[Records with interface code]
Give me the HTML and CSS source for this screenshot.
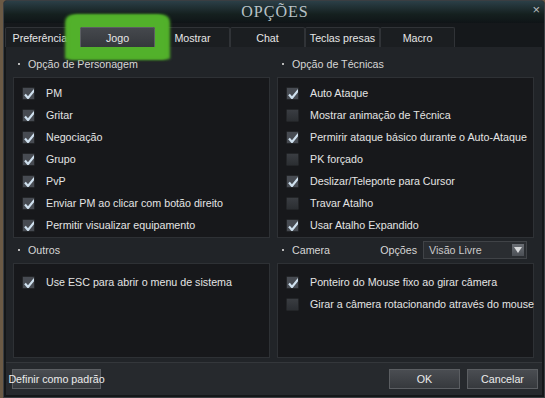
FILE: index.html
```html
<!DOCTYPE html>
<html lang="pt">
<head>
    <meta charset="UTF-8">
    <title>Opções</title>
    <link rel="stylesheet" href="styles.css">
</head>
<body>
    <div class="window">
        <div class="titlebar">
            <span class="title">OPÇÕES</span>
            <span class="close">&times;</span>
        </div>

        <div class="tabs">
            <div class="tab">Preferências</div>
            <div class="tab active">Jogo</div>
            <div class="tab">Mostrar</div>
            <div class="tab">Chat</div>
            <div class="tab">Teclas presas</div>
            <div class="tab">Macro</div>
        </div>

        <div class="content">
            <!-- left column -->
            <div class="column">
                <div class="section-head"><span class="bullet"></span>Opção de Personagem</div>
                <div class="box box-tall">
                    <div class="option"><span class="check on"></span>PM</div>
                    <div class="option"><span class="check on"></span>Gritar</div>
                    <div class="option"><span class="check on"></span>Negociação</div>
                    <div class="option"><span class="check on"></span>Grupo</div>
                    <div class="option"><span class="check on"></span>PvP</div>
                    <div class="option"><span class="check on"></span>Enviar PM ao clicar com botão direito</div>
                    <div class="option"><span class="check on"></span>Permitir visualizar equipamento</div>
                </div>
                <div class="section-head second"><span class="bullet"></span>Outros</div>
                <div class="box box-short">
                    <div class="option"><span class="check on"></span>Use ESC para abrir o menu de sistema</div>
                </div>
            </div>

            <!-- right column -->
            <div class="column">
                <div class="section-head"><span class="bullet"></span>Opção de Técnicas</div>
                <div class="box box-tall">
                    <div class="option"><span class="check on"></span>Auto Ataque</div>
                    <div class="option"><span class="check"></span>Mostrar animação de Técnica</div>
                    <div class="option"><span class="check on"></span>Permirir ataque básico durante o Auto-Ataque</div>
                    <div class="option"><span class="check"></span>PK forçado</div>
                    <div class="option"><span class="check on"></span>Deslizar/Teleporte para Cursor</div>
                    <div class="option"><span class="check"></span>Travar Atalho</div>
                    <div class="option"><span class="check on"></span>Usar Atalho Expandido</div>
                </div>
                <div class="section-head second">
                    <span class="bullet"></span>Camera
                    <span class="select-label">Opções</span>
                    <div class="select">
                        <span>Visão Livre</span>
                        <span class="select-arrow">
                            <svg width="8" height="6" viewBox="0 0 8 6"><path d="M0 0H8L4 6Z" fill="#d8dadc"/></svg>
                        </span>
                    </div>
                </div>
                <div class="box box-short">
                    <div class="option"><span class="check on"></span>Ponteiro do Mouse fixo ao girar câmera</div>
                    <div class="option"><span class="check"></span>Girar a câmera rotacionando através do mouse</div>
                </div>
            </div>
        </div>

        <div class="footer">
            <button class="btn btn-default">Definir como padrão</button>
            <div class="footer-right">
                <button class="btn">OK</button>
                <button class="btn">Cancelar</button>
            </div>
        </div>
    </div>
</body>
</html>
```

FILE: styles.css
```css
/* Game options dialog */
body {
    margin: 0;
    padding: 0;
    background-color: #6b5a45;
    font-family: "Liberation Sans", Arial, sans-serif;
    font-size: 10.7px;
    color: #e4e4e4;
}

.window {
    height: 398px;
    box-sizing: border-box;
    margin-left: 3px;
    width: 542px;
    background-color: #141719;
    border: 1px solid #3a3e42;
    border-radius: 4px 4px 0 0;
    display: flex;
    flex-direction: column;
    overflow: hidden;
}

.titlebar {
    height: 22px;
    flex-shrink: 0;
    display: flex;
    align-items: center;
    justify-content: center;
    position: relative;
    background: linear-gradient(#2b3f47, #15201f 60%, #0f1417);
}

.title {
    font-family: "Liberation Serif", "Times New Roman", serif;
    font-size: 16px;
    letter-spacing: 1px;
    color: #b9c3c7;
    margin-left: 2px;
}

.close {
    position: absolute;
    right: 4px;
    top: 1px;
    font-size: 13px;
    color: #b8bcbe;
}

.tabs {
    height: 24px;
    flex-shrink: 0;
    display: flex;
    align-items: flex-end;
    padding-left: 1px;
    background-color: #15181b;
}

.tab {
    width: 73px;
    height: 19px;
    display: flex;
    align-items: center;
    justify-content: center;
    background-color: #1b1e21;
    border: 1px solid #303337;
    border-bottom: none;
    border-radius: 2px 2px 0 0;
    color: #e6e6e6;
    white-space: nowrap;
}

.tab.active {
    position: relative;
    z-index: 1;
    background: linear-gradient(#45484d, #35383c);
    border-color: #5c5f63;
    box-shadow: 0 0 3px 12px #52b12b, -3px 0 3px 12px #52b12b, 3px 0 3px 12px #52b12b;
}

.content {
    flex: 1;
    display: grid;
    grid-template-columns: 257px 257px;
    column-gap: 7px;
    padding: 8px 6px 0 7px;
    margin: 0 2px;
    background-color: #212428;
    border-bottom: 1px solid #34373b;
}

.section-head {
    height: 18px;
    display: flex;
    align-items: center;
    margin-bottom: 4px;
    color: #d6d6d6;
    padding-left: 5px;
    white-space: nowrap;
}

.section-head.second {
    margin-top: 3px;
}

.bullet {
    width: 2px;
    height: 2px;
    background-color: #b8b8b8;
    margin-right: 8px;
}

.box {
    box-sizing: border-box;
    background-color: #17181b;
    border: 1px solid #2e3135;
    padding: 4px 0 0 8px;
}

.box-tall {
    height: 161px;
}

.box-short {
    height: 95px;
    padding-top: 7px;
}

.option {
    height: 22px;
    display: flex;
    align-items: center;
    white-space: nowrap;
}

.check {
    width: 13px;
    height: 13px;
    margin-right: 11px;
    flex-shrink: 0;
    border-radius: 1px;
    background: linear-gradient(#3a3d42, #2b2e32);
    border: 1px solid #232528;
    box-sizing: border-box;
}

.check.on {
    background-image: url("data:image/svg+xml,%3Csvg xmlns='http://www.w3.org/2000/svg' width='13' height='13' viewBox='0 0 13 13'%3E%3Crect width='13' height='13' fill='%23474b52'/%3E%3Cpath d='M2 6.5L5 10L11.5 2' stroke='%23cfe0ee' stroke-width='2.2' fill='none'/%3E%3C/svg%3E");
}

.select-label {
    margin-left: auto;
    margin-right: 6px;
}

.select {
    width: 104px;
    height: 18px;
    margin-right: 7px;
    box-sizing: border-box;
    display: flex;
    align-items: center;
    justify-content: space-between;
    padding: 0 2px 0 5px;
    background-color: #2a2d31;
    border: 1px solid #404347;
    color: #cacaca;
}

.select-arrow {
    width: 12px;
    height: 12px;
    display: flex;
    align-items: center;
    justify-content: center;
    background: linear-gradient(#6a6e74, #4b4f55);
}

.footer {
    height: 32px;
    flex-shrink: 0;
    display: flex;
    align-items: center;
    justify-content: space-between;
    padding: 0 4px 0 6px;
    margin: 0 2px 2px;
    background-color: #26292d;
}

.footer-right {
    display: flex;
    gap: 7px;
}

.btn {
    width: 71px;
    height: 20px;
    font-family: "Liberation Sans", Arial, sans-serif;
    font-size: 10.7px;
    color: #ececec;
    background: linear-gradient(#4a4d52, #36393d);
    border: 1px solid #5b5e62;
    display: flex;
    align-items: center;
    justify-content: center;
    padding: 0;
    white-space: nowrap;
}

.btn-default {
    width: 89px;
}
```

* * *

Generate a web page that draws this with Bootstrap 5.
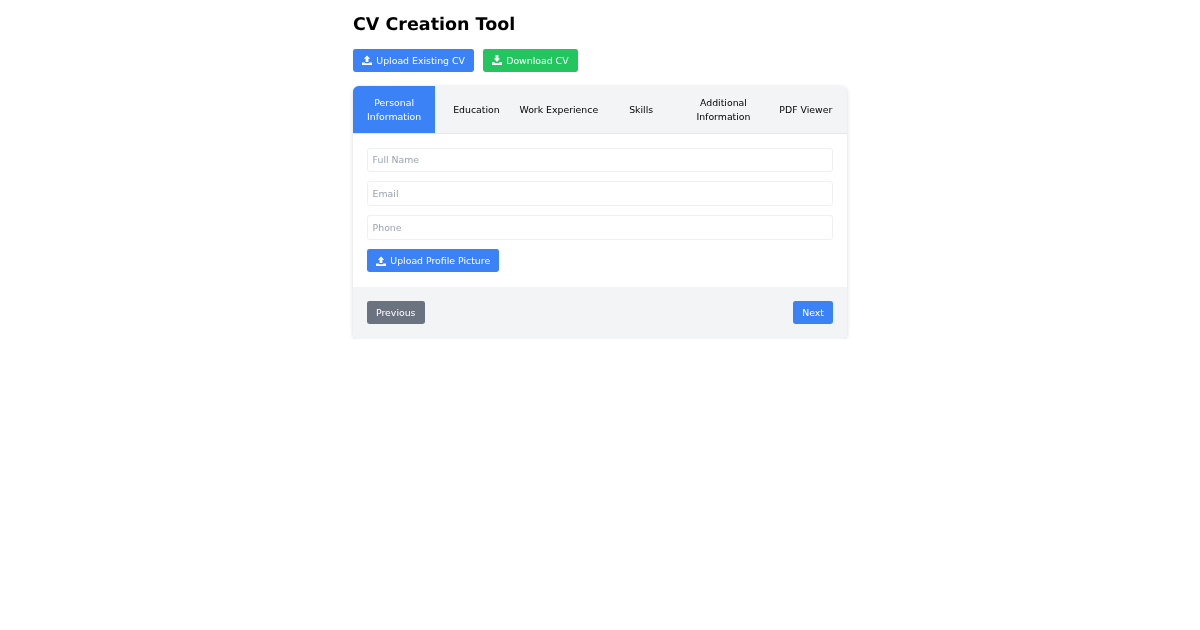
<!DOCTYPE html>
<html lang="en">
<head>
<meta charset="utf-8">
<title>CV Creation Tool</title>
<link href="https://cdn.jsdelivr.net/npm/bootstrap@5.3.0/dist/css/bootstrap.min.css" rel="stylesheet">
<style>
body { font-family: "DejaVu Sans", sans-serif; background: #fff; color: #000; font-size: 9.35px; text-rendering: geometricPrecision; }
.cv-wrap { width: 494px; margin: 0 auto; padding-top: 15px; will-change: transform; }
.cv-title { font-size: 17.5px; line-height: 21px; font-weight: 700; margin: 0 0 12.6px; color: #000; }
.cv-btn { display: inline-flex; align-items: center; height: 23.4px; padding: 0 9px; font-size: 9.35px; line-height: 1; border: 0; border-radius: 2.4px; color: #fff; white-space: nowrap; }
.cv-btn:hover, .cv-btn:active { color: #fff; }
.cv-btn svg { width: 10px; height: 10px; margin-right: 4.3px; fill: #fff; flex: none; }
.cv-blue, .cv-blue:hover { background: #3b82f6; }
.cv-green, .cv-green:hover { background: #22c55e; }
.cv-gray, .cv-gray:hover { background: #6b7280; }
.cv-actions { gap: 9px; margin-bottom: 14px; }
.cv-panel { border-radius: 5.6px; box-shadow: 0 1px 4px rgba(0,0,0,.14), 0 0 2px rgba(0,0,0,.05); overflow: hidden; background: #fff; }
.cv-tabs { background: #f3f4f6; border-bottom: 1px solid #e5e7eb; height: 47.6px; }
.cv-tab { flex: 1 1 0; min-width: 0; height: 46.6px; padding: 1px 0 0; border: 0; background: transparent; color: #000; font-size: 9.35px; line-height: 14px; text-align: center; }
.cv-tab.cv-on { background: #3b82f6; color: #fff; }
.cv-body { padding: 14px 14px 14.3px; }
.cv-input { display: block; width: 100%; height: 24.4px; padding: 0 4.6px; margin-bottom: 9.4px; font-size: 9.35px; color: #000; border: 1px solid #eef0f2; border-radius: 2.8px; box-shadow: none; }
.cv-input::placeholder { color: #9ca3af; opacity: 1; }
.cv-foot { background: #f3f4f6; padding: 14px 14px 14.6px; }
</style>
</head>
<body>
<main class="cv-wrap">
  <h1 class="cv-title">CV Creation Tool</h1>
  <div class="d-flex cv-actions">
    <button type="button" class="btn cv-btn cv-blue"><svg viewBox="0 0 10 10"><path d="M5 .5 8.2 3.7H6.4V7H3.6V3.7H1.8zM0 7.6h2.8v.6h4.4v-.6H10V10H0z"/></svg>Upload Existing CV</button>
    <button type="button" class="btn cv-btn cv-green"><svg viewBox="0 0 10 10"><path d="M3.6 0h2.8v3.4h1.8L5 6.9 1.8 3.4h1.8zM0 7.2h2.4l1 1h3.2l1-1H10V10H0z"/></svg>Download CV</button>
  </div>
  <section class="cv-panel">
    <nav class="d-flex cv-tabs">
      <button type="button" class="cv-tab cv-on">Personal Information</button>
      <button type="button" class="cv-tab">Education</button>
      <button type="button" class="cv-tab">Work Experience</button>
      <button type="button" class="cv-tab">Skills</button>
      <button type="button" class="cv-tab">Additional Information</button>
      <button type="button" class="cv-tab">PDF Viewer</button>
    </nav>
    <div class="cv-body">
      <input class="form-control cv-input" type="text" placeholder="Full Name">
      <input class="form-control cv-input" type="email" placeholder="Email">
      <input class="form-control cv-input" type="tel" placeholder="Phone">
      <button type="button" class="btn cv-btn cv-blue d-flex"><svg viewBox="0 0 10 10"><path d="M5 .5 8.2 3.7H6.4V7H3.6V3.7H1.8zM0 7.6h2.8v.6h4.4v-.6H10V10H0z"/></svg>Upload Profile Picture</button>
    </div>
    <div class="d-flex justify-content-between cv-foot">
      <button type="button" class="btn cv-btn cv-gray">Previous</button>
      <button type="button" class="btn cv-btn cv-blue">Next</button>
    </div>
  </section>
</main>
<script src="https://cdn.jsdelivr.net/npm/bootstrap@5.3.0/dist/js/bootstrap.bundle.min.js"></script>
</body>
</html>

◆ WHAT TO WORK ON ◆
Report all lines of the data that include the word "this".

◆ THE REPLY ◆
Give me the HTML and CSS source for this screenshot.
Generate a web page that draws this with Bootstrap 5.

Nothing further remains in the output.